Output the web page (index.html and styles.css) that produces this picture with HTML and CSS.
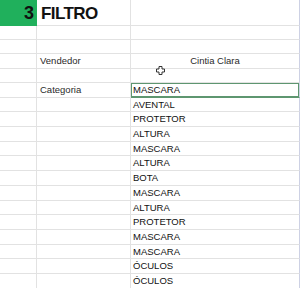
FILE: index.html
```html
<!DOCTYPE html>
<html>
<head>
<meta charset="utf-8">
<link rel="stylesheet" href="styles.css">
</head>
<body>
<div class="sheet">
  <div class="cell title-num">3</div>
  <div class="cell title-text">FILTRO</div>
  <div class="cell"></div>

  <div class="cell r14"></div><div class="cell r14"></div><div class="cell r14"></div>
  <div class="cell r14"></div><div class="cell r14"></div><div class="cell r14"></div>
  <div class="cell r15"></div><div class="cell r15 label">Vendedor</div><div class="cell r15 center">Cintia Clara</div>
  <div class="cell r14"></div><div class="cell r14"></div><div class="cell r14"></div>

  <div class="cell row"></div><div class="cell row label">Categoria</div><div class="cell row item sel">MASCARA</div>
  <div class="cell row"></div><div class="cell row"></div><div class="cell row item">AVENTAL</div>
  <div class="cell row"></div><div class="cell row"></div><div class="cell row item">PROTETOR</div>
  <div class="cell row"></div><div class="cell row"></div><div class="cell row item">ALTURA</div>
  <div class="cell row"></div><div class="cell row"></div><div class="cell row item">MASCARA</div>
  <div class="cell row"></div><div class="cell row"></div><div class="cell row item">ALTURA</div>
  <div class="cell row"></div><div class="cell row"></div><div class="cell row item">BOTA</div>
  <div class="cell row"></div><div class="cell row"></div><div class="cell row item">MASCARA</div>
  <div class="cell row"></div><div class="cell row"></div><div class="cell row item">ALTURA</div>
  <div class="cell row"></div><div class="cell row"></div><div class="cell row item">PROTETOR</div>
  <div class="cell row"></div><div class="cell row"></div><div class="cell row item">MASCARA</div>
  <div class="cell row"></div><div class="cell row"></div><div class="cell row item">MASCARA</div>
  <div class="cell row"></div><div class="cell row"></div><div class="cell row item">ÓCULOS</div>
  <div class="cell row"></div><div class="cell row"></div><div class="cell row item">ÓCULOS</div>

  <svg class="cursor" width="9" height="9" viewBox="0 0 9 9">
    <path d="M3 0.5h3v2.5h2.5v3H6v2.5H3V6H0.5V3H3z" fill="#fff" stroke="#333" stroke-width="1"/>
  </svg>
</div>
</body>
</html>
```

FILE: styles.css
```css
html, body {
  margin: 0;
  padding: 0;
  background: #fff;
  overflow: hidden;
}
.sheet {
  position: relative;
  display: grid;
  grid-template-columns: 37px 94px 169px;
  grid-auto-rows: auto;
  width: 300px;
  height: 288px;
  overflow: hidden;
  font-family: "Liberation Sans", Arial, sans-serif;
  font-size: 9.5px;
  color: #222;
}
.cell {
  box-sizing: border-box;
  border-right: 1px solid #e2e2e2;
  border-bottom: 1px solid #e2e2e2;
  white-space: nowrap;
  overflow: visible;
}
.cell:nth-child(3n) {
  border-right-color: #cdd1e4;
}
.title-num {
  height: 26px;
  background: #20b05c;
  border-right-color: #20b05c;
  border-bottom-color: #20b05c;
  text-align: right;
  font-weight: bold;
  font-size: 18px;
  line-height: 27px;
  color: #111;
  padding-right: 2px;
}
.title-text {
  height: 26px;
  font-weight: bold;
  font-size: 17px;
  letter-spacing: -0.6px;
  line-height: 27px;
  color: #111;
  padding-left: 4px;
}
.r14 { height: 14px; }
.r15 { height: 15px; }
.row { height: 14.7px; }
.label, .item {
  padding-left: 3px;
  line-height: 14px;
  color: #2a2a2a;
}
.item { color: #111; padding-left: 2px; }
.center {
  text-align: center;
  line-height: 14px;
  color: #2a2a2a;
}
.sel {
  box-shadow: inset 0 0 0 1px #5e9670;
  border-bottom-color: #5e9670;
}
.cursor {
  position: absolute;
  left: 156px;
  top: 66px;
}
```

....

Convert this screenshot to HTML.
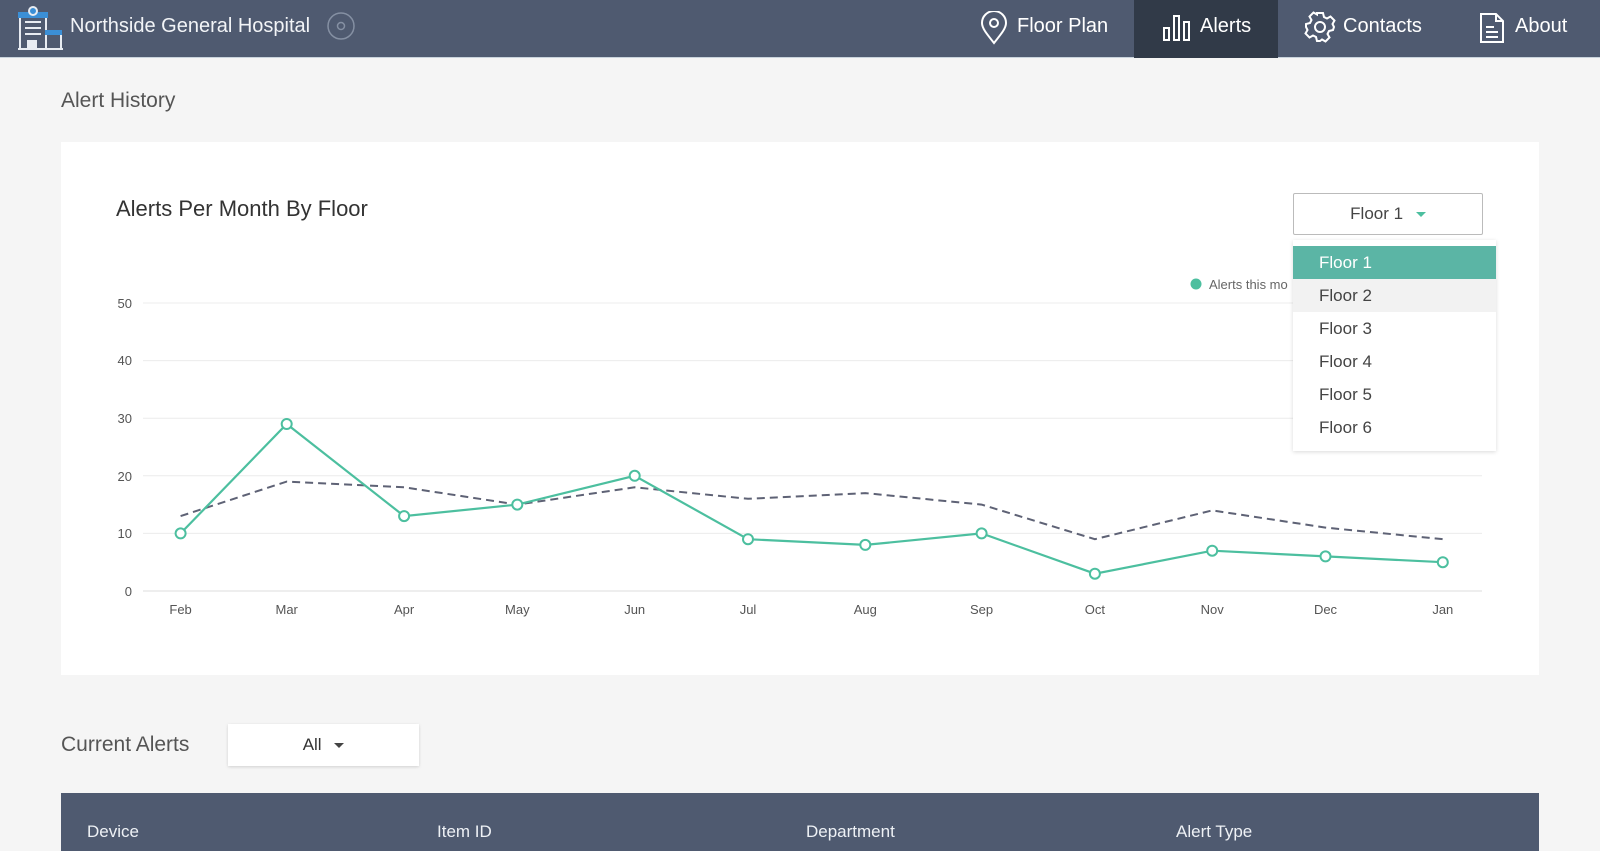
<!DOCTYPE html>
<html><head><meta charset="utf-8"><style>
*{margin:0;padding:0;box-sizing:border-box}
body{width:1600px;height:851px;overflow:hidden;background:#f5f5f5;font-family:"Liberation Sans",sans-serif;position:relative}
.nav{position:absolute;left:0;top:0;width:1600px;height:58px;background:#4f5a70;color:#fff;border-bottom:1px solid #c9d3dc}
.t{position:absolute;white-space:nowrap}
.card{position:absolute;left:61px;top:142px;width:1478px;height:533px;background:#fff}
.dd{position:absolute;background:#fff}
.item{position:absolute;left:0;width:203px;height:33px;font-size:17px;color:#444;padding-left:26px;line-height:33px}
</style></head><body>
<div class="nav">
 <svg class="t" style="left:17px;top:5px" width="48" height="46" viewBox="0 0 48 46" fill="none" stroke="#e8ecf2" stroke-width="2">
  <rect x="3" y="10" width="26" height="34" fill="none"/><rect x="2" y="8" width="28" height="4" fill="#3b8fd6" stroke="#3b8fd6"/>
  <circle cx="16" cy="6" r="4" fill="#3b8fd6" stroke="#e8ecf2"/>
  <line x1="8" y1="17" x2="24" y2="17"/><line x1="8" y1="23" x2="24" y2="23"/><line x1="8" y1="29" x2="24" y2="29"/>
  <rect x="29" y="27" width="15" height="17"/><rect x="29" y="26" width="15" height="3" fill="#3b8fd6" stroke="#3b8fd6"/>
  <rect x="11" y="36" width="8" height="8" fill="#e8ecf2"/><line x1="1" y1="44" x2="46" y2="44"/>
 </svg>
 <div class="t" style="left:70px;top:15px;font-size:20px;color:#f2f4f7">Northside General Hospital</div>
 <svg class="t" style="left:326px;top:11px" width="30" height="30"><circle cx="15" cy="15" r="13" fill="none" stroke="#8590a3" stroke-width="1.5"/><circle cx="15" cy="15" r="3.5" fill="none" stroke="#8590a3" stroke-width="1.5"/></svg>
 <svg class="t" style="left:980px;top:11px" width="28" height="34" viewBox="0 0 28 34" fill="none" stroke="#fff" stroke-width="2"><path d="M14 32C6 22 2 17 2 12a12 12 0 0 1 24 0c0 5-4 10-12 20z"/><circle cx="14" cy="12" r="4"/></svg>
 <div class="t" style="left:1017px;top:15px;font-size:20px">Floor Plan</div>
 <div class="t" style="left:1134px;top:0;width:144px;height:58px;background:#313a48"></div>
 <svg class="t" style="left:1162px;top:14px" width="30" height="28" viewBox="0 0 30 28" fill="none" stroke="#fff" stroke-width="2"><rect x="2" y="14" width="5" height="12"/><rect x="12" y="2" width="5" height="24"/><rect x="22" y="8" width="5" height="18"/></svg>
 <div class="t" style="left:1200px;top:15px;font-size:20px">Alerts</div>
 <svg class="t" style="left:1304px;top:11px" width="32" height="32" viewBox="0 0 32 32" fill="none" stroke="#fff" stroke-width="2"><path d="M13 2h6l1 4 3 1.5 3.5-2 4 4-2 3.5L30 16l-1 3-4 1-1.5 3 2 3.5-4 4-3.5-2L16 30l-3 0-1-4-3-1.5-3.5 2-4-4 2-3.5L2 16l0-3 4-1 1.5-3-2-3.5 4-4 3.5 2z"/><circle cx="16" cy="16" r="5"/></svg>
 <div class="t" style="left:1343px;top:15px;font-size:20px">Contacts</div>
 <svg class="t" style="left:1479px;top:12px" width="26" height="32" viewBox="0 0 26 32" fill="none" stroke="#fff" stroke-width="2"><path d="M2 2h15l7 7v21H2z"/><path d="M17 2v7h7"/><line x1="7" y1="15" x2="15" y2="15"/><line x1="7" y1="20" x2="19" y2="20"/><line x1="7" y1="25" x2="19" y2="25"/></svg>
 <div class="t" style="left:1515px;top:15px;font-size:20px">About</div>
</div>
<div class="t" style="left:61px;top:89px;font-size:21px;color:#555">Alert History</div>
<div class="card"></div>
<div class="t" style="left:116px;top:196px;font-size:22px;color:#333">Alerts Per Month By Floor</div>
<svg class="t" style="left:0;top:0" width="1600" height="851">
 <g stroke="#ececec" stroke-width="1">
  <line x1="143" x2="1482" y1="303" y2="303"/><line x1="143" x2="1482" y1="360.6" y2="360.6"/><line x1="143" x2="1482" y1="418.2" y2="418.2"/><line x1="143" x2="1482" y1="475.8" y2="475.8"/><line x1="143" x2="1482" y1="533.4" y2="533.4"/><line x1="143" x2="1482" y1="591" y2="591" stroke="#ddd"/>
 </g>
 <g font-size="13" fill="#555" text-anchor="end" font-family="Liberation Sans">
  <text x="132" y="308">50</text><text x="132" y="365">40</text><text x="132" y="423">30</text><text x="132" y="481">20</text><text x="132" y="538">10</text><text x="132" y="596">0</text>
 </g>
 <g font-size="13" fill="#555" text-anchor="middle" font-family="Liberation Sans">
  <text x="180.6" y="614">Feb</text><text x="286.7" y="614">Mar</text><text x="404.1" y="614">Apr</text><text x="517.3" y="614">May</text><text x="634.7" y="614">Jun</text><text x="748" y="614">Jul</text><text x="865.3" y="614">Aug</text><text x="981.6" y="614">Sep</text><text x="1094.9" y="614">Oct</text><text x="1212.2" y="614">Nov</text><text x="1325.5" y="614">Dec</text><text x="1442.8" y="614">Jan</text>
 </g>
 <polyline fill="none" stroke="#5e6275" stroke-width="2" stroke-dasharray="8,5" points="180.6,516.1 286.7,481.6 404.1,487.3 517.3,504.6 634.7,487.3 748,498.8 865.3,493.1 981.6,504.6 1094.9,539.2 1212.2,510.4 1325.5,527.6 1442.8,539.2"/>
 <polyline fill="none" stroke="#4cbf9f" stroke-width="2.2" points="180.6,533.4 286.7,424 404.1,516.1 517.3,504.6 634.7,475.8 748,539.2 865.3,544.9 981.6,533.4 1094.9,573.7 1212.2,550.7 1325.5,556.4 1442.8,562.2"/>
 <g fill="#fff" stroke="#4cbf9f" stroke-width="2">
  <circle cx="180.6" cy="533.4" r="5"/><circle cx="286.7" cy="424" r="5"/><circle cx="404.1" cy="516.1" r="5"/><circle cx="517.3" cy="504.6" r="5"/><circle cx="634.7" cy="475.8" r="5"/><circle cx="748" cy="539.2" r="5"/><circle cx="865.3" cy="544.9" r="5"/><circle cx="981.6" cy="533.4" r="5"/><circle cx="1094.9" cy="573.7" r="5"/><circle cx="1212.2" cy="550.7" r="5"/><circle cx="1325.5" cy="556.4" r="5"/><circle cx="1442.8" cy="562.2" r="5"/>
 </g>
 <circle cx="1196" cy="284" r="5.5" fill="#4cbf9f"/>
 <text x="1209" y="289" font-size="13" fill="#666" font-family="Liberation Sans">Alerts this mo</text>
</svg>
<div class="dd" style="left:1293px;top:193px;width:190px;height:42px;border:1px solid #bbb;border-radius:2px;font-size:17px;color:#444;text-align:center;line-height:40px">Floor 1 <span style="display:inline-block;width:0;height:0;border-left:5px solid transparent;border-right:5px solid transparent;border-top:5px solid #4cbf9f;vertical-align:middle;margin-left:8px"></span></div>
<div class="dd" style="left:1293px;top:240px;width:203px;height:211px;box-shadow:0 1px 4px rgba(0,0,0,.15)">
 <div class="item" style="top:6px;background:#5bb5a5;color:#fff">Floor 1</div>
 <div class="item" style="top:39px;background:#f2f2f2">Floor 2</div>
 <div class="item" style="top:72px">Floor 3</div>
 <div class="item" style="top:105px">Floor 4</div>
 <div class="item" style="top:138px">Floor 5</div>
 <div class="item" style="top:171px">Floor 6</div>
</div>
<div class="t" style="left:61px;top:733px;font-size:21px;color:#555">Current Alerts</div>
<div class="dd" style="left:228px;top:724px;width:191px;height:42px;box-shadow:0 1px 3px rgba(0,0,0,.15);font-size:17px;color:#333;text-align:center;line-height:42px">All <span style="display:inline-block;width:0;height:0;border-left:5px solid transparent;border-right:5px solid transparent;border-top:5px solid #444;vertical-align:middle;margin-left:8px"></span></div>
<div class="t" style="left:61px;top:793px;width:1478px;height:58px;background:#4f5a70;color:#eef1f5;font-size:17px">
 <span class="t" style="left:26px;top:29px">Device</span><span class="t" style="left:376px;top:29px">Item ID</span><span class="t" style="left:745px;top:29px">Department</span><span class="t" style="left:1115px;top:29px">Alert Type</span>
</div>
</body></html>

....

Search the entries for the string "index" and collect each line that has it.

Output the web page (index.html and styles.css) that produces this picture with HTML and CSS.
FILE: index.html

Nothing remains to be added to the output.